Pub Date: April 1st, 2010
ISBN: 978-1-59058-699-0
Publisher: Poisoned Pen

Ragtime music and racial tensions rise and clash in the 1950s, leading to murder.

Scott Joplin died on April Fool’s Day, 1917, but his legacy blazes brightly within Brun Campbell, once known as The Ragtime Kid and working, 34 years later, as a barber in Venice, Calif. A fan letter from Alan Chandler, an aspiring young musician in New Jersey, leads to a mutually satisfying correspondence as well as a parallel plotline. Meanwhile, in the middle of the country—Sedalia, Mo., to be exact—ragtime aficionado Charlie Bancroft plans a ragtime museum and a celebration to honor Joplin and, not incidentally, promote tourism to the city.

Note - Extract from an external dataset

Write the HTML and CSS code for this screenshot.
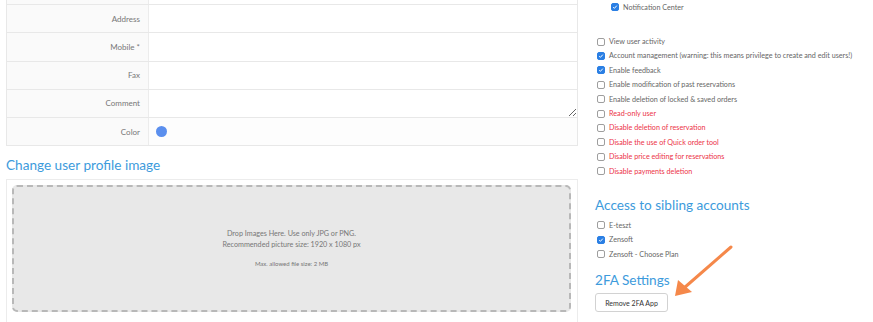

A woman named Bess Vinson visits Campbell’s shop with the surprising news that she is Joplin’s daughter. More, she has a journal from her father that would allow Campbell to complete a lifelong dream: a definitive biography of his mentor and idol. (Campbell bitterly blames rival Rudi Blesh for stealing his thunder by beating him to the punch with a Joplin biography.) In the midst of all this intrigue, Campbell’s drunk client and pal Roscoe Spanner takes a fatal tumble down a flight of stairs. Campbell assumes his death was an accident. Dogged detective Bob Magnus isn’t so sure.

In the final volume of his Ragtime trilogy (The King of Ragtime, 2008, etc.), Karp seamlessly weaves real people like Campbell into an interesting historical yarn with a whodunit kicker.